[Exercise directions] What lines of the data include the string "this"? Copy them all.

Stored dataset items
****

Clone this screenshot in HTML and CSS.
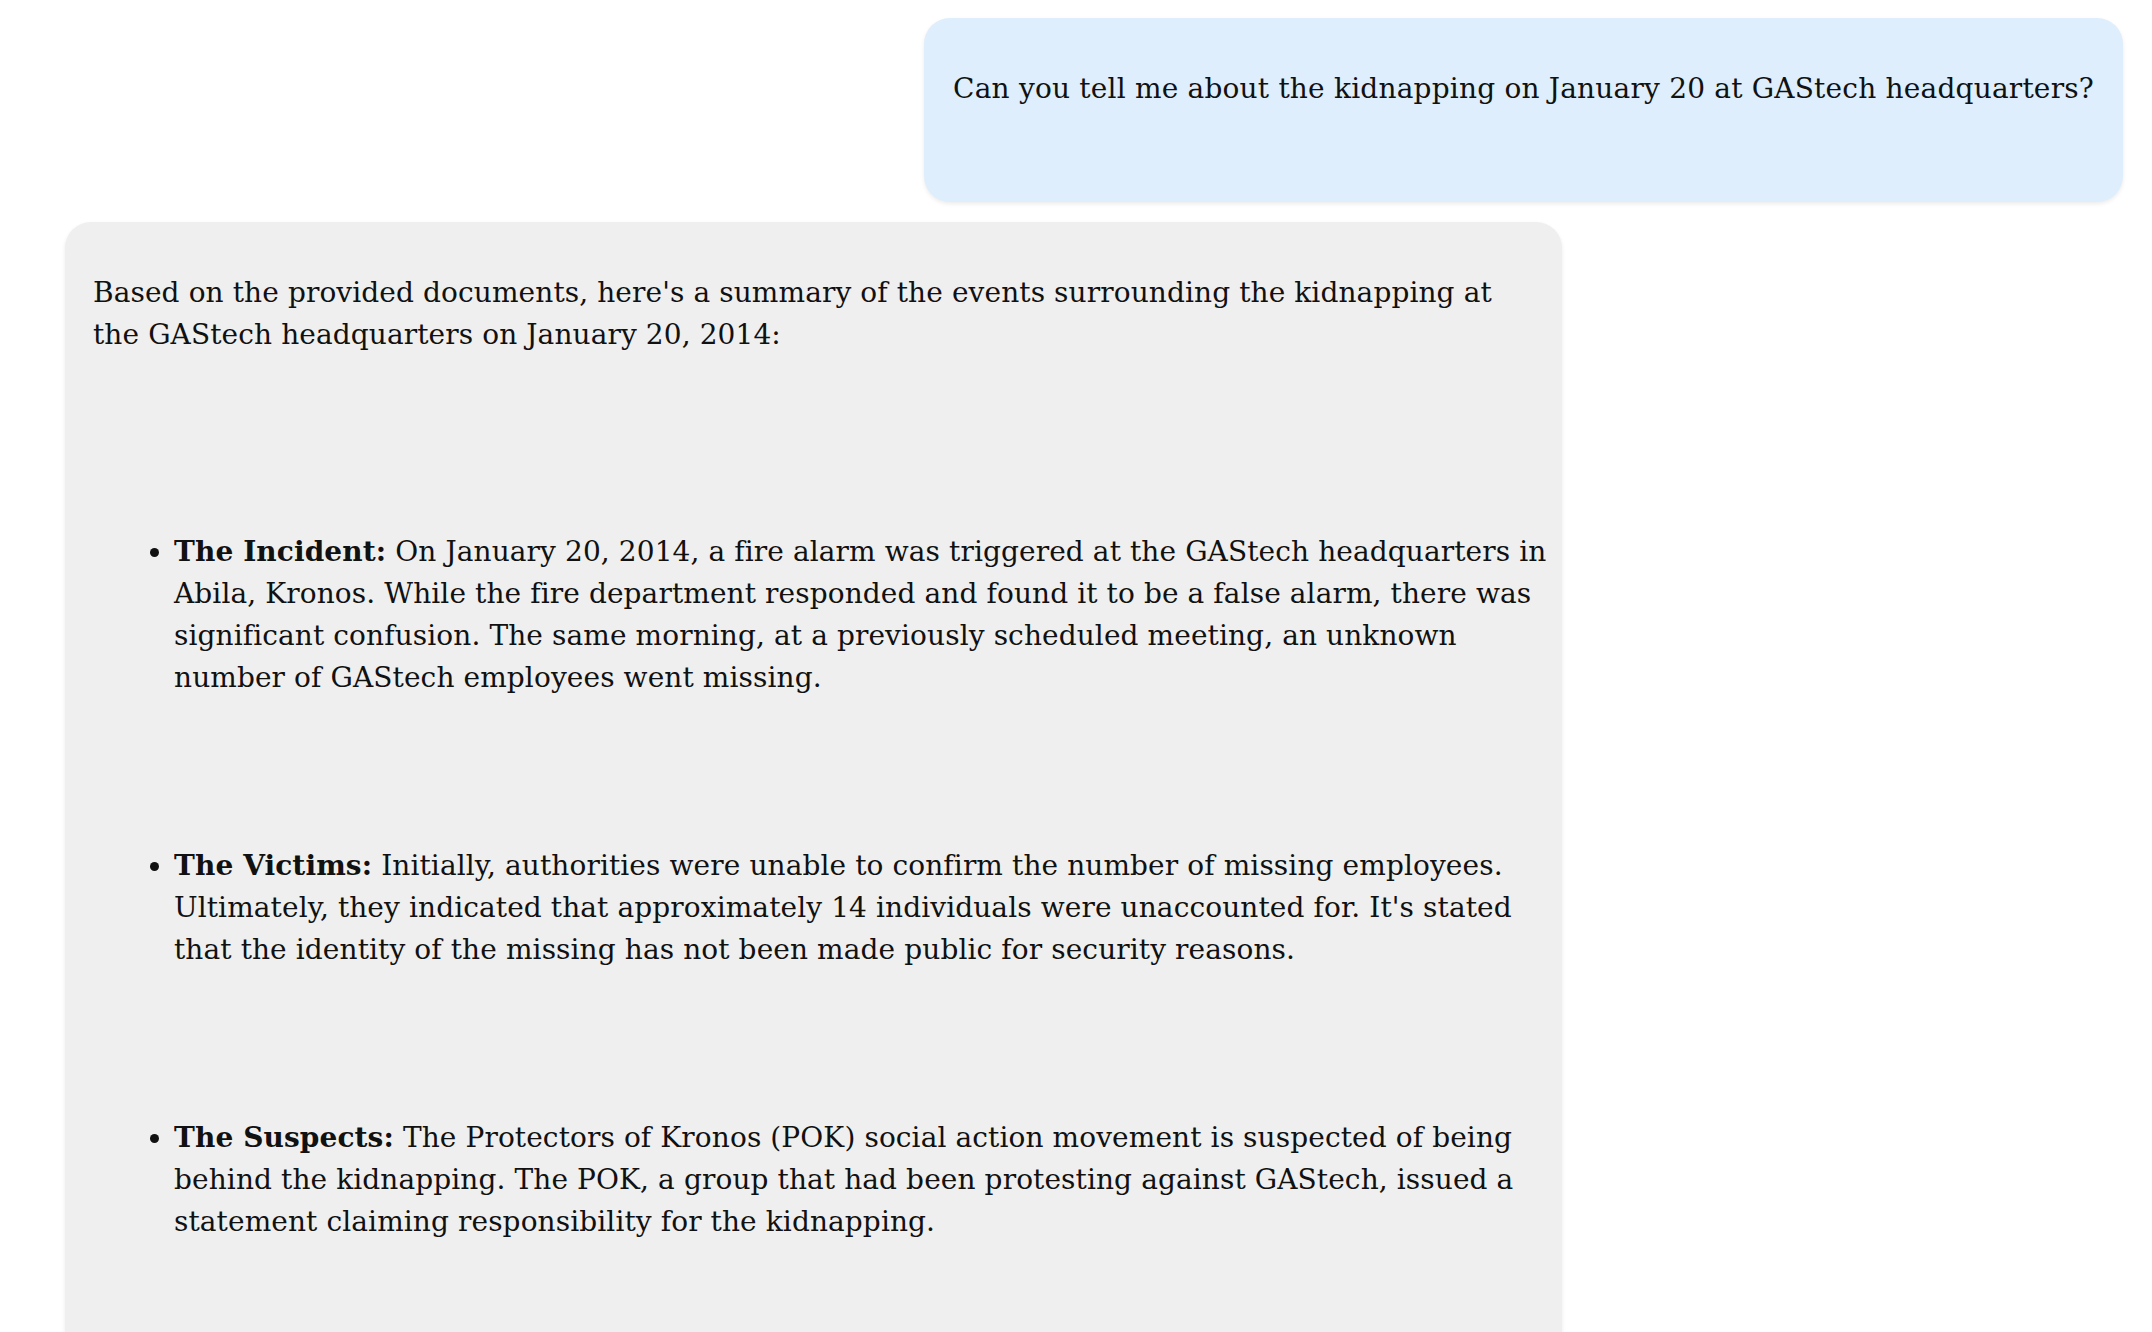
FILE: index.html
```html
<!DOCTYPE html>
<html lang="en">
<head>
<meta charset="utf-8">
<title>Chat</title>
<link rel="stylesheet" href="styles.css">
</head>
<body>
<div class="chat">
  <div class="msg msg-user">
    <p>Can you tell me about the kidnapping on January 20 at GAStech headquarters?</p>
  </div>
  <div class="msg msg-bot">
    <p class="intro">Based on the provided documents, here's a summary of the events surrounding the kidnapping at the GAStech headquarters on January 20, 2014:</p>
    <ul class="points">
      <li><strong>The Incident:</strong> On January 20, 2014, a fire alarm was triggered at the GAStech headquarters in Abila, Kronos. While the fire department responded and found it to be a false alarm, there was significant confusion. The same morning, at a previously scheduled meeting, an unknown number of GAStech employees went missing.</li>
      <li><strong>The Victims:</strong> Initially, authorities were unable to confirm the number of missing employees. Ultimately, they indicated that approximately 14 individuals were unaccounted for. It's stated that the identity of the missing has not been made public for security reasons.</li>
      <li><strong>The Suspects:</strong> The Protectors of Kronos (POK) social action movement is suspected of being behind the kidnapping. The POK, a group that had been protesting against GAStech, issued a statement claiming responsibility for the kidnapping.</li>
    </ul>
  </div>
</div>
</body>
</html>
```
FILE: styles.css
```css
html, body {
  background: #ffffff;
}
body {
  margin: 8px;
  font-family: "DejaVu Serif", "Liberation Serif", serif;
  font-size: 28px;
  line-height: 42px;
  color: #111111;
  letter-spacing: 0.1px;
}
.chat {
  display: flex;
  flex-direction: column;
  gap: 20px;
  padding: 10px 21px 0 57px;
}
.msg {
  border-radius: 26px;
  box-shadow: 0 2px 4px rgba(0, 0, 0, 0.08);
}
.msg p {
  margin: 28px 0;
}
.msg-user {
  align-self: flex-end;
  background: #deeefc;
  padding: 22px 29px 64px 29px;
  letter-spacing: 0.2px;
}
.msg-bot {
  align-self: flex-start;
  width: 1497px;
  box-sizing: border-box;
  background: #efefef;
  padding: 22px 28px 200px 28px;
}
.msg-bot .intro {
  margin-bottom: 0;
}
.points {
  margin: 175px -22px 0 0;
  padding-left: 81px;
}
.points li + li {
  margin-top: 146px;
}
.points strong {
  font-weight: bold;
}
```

****

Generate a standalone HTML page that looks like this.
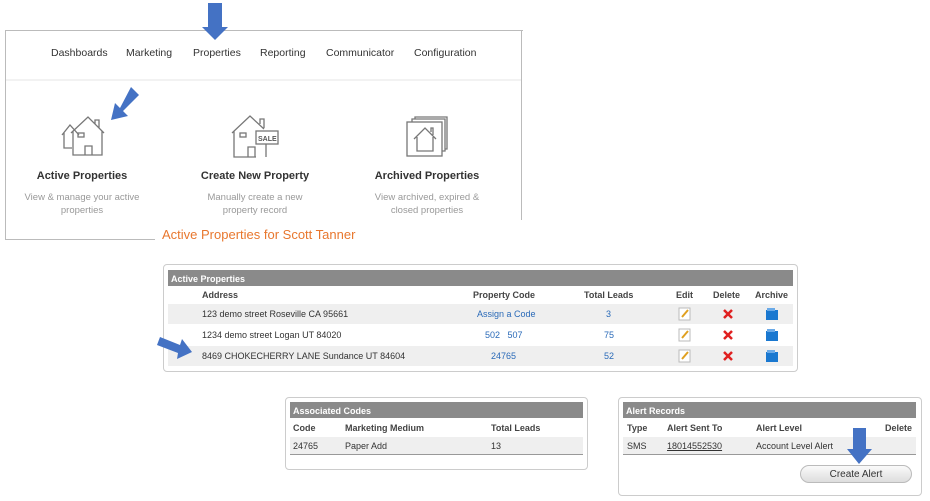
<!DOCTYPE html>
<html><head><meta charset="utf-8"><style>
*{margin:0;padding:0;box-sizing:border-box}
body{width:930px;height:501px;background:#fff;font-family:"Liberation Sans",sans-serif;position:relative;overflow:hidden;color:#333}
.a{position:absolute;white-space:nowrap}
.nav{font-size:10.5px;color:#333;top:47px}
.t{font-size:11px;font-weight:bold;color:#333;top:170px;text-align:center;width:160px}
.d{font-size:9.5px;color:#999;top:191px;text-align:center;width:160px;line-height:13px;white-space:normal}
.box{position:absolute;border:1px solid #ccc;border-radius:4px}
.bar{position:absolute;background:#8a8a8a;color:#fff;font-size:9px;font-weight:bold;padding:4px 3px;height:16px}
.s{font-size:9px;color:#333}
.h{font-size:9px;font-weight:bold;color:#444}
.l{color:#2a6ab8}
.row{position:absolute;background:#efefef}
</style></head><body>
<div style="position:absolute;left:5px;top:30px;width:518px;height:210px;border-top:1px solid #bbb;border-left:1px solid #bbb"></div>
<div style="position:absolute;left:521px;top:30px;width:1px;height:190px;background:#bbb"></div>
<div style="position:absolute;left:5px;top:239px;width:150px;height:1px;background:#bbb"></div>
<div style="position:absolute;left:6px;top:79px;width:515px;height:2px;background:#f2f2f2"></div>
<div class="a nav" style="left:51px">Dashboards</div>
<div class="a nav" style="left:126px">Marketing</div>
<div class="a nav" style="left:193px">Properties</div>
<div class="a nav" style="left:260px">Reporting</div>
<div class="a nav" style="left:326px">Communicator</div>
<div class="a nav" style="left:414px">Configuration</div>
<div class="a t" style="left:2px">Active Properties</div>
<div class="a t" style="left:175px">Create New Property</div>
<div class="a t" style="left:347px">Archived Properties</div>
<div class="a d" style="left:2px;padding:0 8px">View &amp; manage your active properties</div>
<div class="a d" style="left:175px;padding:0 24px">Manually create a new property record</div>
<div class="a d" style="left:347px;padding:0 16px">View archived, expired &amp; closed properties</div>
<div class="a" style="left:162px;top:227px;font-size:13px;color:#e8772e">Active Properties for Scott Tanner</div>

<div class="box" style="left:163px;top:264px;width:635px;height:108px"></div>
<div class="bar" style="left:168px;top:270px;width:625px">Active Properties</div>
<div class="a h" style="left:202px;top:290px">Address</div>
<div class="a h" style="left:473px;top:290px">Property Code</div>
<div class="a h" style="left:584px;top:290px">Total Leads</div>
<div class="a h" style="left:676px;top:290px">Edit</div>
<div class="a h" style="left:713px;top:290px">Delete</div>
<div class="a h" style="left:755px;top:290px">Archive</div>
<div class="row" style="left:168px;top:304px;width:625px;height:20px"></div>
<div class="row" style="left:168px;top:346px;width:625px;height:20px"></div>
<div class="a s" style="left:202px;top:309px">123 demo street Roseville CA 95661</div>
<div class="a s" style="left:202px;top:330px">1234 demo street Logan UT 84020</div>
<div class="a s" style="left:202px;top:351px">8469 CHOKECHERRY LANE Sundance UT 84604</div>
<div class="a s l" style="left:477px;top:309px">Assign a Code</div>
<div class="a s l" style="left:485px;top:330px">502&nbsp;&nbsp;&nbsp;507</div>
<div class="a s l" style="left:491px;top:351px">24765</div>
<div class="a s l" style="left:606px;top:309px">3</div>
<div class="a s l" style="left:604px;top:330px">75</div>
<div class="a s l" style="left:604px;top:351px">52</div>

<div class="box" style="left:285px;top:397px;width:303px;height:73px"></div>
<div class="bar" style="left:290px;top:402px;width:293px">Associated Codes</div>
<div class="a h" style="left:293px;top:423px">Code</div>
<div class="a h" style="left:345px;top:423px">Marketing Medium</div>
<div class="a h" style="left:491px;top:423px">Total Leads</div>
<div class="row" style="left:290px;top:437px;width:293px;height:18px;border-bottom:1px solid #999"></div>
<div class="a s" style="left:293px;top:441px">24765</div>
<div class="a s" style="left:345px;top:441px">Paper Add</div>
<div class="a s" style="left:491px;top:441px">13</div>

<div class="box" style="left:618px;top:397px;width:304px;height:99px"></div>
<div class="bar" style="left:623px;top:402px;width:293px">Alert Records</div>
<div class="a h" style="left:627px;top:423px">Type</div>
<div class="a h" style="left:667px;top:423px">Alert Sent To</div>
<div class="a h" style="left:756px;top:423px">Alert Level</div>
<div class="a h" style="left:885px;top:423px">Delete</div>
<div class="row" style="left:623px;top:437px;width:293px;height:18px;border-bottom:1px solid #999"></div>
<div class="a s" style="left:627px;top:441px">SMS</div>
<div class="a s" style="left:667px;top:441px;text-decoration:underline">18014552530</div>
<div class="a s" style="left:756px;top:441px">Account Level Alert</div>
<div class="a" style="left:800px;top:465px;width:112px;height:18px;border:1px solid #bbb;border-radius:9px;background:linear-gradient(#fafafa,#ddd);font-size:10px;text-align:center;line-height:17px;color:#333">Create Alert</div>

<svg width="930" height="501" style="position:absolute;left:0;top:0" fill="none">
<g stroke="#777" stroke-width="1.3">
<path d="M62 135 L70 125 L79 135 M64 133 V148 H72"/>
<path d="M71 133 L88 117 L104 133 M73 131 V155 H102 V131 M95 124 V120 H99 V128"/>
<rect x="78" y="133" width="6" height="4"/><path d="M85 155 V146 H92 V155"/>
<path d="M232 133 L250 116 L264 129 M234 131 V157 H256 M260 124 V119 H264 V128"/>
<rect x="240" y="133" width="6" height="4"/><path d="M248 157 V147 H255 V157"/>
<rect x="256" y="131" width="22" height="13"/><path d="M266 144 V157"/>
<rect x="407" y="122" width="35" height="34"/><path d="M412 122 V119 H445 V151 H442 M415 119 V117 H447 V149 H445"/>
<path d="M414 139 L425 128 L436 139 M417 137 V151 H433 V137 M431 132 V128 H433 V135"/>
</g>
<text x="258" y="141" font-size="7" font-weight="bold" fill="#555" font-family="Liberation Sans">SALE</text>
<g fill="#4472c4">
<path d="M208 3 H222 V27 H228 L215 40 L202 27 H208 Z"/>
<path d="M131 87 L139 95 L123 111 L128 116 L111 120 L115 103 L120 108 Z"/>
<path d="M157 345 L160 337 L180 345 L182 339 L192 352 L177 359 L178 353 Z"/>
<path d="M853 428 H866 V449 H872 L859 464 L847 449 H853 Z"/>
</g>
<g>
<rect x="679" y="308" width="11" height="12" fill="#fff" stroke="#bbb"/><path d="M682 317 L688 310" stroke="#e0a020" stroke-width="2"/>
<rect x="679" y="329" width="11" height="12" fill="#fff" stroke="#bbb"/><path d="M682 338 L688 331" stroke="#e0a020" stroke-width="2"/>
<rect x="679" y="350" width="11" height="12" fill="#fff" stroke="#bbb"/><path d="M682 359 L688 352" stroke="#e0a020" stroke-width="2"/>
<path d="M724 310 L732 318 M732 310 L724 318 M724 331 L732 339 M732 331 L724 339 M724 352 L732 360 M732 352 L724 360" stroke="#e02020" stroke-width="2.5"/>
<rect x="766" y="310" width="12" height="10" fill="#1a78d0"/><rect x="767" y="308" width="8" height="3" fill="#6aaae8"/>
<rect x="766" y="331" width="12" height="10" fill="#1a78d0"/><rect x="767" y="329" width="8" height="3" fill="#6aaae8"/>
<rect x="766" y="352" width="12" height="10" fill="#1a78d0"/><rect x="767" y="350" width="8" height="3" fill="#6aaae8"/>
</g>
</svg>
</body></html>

****

[The reply]
Clone this screenshot in HTML and CSS.
Generate a standalone HTML page that looks like this.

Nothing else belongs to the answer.